In the majority of cases, λi, which is usually calculated from the force constants and geometry differences of the reactants [1,2], constitutes but a small correction to the total reorganization energy, on the order of 10% [44]. At first glance, one would expect the situation to differ for our associative–dissociative electron transfers. For DES, however, all bond lengths and angles in the radical cation, regardless of monomeric or dimeric (except, of course, for the bond between the two sulfur atoms, which is only present in the dimer), and in the parent compound are extremely similar, with the maximum changes during the reaction lying well below 0.01 Å [45]; using the known valence force field for DES[46], one thus arrives at utterly negligible effects on λi from all these bonds. As regards the sulfur–sulfur bond, from the shape of its associated optical absorption band its potential energy curve was concluded [24] to be quite broad and shallow, so it seems reasonable to identify its contribution to λi with the free energy of the monomer–dimer equilibrium, which can in turn be estimated from the reported equilibrium constants [24] to lie around 20 kJ/mol. Because that is only about a fifth of the experimental total reorganization energy, the uncertainties of the approximation cannot play an important role; on the other hand, λ0 obviously also remains the dominant term by far, also for this reaction type.

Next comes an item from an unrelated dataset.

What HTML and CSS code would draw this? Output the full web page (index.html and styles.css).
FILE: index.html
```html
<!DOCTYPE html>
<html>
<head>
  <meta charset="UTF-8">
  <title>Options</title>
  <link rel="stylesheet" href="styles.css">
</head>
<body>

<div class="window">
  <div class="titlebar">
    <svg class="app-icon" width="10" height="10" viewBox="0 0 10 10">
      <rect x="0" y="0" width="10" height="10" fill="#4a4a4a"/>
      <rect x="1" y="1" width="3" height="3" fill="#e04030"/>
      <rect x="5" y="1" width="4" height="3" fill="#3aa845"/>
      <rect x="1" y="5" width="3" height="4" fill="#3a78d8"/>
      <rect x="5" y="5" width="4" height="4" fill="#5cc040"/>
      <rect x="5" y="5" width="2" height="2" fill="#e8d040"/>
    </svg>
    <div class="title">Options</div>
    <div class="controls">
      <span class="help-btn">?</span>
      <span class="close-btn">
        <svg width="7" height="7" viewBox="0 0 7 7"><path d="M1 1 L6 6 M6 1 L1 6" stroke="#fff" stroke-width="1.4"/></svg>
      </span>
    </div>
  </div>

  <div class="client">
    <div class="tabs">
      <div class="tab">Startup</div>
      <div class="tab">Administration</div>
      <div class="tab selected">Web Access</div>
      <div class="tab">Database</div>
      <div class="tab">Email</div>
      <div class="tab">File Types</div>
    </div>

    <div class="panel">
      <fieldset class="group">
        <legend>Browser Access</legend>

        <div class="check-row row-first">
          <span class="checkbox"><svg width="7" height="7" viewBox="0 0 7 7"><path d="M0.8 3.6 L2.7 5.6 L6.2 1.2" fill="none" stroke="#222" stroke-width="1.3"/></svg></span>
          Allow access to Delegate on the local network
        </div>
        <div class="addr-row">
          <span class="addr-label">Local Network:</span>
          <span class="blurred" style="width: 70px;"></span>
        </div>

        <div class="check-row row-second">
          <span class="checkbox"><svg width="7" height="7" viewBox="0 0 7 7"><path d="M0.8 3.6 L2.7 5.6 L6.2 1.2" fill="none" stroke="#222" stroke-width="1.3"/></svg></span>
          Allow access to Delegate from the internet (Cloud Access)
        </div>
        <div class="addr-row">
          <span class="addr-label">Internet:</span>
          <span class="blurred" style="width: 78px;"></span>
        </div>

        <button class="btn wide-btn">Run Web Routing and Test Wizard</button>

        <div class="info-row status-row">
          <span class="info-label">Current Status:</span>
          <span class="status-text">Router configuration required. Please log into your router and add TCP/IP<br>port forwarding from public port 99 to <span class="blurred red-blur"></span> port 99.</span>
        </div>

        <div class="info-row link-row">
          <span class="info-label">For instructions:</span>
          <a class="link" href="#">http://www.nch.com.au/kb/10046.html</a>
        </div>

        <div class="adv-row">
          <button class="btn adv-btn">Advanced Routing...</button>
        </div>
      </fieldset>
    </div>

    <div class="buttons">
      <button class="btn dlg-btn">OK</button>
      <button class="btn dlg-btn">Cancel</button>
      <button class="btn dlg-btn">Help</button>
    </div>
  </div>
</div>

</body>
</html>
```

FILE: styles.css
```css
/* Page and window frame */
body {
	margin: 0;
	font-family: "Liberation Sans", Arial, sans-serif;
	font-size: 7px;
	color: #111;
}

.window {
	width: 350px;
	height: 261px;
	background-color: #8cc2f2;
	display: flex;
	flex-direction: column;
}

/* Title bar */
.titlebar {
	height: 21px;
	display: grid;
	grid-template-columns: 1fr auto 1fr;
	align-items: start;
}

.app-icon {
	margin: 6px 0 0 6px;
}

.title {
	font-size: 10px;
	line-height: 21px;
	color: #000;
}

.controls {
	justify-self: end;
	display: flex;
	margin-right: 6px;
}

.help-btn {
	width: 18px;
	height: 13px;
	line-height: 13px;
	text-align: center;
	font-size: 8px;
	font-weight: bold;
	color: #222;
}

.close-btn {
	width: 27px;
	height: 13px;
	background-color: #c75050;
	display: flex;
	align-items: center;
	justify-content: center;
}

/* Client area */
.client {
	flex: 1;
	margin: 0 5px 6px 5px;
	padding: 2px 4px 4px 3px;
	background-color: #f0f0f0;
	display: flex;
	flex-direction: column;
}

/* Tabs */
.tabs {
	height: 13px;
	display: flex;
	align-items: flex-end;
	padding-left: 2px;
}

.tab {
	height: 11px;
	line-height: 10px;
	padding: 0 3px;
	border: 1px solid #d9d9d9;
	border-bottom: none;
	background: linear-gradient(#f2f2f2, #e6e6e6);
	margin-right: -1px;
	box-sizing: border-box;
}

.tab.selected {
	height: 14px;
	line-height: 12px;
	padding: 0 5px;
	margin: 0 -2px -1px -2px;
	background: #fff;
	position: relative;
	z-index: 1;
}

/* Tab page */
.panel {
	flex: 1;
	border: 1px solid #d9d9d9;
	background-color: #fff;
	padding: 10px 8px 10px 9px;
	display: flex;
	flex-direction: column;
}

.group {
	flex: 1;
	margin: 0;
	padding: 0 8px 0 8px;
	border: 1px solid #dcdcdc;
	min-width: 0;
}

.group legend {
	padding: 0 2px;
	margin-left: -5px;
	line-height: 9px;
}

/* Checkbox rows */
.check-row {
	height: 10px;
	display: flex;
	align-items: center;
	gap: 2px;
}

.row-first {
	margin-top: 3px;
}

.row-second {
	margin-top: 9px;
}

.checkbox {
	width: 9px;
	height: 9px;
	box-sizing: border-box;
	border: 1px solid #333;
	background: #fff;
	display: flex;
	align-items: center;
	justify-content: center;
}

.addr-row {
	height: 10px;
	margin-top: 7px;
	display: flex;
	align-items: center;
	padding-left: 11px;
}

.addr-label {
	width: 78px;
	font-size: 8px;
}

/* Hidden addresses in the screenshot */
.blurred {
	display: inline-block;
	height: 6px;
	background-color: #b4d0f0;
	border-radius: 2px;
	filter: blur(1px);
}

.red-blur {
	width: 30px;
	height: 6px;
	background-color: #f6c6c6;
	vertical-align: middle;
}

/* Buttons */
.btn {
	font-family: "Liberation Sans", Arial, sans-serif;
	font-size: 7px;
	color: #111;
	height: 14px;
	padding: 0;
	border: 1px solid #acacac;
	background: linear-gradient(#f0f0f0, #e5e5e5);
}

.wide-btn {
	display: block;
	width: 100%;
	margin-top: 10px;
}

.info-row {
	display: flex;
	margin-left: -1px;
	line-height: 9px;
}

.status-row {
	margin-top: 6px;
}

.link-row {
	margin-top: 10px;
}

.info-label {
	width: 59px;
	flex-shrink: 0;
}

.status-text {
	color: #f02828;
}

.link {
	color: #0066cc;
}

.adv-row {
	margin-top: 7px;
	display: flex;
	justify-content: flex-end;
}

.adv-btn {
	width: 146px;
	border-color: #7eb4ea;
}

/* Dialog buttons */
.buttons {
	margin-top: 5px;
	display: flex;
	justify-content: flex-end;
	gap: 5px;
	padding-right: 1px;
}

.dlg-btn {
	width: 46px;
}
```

The solvent dependence of would allow a separation of λi and λ0, as only the latter is polarity dependent. Unfortunately, however, a variation of the solvent proved infeasible. In very nonpolar media, TPP+ is not adequately soluble; in protic or nucleophilic solvents, the samples developed a brownish color after only a few laser shots and the CIDNP intensity decreased drastically, so time-resolved measurements could not be performed; in yet further solvents, such as DMSO, the residual signal of the solvent interfered with an exact determination of the polarization intensities, which are rather small in these systems owing to the large g-value differences.

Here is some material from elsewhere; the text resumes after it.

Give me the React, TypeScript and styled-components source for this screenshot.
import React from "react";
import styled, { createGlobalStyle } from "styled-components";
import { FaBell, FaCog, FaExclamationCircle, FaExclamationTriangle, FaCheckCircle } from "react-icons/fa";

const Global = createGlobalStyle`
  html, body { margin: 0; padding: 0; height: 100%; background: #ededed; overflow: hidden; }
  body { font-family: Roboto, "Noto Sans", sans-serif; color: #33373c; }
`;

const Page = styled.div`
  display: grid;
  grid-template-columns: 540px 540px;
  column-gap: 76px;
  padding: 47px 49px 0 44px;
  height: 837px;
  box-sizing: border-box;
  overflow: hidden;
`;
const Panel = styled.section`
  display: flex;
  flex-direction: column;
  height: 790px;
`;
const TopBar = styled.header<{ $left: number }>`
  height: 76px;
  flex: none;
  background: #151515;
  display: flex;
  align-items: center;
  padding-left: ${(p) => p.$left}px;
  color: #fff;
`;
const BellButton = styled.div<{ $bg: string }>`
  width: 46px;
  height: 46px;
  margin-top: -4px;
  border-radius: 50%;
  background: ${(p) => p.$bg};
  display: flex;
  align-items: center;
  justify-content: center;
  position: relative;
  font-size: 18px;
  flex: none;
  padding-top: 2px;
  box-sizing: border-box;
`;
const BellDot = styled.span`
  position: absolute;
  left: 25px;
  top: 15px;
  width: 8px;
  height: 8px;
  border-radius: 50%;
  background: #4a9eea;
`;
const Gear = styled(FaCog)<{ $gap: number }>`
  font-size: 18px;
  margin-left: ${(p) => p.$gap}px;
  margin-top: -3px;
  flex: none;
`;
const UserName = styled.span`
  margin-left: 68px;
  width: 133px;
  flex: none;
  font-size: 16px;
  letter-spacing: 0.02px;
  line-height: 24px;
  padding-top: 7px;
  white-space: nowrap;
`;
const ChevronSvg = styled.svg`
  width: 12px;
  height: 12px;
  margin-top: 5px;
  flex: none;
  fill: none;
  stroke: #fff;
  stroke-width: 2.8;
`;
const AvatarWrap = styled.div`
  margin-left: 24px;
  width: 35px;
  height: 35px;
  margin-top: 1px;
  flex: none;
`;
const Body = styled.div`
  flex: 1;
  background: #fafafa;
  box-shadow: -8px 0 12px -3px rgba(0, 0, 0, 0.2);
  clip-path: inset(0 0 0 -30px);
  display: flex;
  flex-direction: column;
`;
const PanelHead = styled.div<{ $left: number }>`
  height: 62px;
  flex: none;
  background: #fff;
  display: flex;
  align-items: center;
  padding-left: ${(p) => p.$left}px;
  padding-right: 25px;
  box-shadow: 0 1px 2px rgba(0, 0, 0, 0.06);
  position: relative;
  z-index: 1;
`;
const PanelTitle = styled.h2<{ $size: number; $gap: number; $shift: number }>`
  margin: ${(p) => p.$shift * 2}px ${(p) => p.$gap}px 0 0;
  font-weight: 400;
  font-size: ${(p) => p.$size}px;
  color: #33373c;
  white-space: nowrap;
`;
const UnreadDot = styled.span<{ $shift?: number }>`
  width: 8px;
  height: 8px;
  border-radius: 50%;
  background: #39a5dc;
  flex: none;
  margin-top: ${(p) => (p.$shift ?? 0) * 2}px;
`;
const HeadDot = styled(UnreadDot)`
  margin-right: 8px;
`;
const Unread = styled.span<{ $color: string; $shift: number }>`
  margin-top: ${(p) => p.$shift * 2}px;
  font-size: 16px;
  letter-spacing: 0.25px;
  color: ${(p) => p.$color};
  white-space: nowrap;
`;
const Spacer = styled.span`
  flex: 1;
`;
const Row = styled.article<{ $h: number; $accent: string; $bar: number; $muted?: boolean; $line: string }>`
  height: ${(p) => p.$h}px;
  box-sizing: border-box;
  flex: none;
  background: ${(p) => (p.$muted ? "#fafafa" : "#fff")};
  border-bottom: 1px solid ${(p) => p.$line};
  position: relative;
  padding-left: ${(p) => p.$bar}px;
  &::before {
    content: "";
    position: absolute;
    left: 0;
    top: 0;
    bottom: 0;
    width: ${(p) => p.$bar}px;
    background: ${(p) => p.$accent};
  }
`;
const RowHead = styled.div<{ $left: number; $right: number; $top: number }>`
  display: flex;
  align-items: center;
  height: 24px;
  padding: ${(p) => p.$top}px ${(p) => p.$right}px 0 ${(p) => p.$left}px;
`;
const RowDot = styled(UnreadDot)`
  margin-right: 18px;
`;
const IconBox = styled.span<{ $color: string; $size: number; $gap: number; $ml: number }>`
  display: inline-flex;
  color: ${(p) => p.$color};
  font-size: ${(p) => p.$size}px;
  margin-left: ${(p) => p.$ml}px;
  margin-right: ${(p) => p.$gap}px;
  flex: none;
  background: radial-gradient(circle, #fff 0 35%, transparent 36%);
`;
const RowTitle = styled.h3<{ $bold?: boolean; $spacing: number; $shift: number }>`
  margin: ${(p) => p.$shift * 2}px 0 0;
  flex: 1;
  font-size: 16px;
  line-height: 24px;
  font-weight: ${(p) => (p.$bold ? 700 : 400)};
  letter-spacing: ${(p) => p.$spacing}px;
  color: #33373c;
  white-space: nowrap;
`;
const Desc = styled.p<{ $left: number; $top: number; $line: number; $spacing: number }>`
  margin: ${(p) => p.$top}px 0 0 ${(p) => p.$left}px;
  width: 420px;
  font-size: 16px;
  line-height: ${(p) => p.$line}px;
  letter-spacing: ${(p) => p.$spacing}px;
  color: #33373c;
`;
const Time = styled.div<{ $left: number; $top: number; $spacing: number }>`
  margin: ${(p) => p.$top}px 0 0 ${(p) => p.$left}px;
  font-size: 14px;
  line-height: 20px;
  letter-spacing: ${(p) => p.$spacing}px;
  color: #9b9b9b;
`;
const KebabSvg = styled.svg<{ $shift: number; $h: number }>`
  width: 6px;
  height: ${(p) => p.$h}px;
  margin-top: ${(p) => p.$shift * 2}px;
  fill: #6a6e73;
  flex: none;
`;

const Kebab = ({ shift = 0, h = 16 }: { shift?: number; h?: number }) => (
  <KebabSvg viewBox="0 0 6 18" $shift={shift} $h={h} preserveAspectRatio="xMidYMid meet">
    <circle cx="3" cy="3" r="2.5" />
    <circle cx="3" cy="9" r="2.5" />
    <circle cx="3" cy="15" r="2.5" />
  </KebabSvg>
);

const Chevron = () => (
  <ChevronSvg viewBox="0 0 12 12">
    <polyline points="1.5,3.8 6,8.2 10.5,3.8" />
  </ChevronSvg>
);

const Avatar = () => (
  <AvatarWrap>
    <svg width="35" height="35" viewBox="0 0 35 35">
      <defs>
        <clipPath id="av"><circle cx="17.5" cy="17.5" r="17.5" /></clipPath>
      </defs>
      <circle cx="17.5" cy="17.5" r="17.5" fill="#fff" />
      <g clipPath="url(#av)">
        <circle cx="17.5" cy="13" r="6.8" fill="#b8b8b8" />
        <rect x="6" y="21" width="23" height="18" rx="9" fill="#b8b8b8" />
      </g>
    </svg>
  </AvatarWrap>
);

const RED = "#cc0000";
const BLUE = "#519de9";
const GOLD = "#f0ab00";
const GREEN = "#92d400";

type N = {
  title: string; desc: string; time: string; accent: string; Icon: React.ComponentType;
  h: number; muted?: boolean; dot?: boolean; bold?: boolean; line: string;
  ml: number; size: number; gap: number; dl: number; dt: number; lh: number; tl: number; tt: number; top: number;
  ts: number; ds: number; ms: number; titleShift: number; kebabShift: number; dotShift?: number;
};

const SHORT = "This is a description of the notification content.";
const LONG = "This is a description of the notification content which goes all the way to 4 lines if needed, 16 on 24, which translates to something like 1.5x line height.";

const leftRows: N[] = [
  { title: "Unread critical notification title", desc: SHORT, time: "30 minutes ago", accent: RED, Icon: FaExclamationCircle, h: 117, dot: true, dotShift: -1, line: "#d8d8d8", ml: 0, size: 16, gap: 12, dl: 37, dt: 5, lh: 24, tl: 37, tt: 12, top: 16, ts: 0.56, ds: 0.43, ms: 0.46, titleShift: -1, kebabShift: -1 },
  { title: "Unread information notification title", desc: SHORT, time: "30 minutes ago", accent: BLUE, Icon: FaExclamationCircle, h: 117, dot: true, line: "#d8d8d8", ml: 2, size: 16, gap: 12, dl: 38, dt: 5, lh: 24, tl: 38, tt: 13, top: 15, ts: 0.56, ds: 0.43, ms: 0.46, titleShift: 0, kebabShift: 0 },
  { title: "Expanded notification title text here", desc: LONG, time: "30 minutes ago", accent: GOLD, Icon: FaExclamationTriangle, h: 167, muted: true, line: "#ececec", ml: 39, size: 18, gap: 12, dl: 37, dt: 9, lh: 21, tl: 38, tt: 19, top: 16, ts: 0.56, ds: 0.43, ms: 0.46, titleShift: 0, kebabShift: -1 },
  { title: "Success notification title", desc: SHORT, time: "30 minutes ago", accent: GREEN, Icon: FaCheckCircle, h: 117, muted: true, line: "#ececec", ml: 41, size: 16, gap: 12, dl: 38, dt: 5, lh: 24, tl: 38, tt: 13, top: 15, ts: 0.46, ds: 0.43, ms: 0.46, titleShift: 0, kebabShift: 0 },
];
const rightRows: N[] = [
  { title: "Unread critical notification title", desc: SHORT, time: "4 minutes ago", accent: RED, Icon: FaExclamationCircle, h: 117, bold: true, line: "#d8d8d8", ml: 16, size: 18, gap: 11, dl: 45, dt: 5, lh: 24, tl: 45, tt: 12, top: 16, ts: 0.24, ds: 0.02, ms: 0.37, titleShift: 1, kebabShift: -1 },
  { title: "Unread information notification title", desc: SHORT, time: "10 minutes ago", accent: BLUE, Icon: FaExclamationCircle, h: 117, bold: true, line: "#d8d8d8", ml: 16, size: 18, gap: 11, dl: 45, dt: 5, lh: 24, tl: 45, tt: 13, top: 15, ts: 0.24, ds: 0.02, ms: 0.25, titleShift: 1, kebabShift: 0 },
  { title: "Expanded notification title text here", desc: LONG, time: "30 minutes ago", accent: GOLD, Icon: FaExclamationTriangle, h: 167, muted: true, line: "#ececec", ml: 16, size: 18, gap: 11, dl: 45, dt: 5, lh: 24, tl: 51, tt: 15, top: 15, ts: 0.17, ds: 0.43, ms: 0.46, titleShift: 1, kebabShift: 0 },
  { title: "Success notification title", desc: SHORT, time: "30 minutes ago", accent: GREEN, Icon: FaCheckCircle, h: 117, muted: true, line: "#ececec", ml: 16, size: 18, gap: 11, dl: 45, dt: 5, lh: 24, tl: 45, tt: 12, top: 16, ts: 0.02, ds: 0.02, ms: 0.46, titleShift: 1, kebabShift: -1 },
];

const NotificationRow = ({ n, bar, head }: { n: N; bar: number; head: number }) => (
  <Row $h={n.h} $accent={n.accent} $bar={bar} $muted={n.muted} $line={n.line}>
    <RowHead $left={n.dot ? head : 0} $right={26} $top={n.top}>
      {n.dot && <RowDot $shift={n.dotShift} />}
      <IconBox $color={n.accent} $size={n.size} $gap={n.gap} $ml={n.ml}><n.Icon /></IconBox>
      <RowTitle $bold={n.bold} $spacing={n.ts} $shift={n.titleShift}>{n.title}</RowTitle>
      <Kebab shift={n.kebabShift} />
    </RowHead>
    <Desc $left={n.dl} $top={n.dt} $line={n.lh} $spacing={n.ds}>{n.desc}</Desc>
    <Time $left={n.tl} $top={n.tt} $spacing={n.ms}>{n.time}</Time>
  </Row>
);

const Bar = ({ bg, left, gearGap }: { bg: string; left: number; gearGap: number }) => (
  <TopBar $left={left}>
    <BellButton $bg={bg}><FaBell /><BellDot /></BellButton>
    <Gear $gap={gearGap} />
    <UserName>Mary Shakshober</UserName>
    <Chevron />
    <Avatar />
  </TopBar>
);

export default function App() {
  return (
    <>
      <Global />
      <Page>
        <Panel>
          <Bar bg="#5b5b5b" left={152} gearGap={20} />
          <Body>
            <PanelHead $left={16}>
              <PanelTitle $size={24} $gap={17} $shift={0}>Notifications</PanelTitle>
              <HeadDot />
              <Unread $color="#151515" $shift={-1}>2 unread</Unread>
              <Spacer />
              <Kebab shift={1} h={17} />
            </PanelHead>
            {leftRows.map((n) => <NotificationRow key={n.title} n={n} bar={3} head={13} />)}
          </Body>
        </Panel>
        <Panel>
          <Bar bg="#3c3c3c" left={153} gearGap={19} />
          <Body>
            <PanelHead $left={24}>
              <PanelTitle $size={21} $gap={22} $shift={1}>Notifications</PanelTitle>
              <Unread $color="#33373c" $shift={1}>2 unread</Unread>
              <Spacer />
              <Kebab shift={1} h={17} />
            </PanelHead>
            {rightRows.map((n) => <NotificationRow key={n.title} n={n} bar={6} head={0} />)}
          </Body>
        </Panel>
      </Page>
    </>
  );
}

Modeling the reacting molecules as spheres with diameters a1 and a2 and a distance d between them, Marcus [1,2] has derived an expression describing λ0 for the self-exchange between a neutral molecule and an ion of charge z,
with NA, e, and ε0 being Avogadro’s number, the electron charge, and the vacuum permittivity. The second term of the product in Equation 7, the so-called polarity factor, characterizes the ability of the solvent to follow the charge redistribution during the exchange (n, refractive index; ε, relative permittivity); for acetonitrile, its value is 0.527 at room temperature. Several groups [47,48] including ours [49] have extended Equation 7 to multisphere models to take into account the charge distribution in the molecules.
In the associative–dissociative self-exchange between D and , the charge distribution on one half of the dimer remains unchanged, so effectively z amounts to 1/2 only. Furthermore, there is no delocalization in our aliphatic substrates; hence, it seems natural to assume the exchanged charge to be basically localized on two of the three sulfur atoms. In this limit, the multisphere model again turns into Equation 7, with a1 and a2 being identical and representing the diameter of the charge cloud around each sulfur. There exists no clear criterion for deciding the value of a1,2, but choosing the length of the sulfur–sulfur bond in the dimer (2.9 Å [45]) as a reasonable approximation of this quantity and using the data of Table 1 as well as λi estimated above, one arrives at physically very reasonable distances d of 5.3 Å and 3.7 Å for DES and THTP. In the latter case, a closer approach is in line with expectation because the restricted geometric freedom and more compact configuration of the aliphatic substituents leave the sulfur atom more accessible; furthermore, the obtained reaction distance is practically equal to twice the van-der-Waals radius of sulfur [50], so is also very plausible.
Conclusion
The present study has shed light on an unusual variant of electron self-exchange, namely, an associative–dissociative mechanism involving dimeric radical cations and monomeric parent compounds. It serves to illustrate the power of CIDNP to isolate certain steps within a complex reaction scheme and investigate their kinetics. Not only does it permit the identification of early, short-lived paramagnetic intermediates by freezing their spin-density distribution as a pattern of nuclear spin polarizations, but those polarizations then provide convenient labels that establish a connection with subsequent species on the reaction coordinate and, specific to this work, make the two sides of a self-exchange reaction distinguishable, as to allow one to measure its rate.
Experimental
All chemicals were commercially available. DES was purified by distillation, TPP+ and THTP were used as received, the solvent acetonitrile-d3 was dried to a water content below 5 × 10−4 M in a dedicated apparatus [51]. Oxygen was removed by bubbling nitrogen through the ice-cooled (to reduce losses of sulfide and solvent) solutions; the samples were then sealed. The final concentration of the sulfide in the samples was determined by NMR spectroscopy. Time-resolved 1H (250 MHz) CIDNP measurements were performed on a Bruker WM 250 NMR spectrometer with a special probe [17] that provided illumination of the samples from the side. All unchanging background magnetization was removed by presaturation pulse sequences [52]. Excitation was done with a Lambda Physik EMG 101 excimer laser (medium, XeCl; wavelength, 308 nm; pulse width, 15 ns) triggered by the computer of the spectrometer. The probe was thermostated to ±0.3 K. Quantum mechanical calculations were carried out with the Gaussian 09 package [53] using the AM1 Hamiltonian.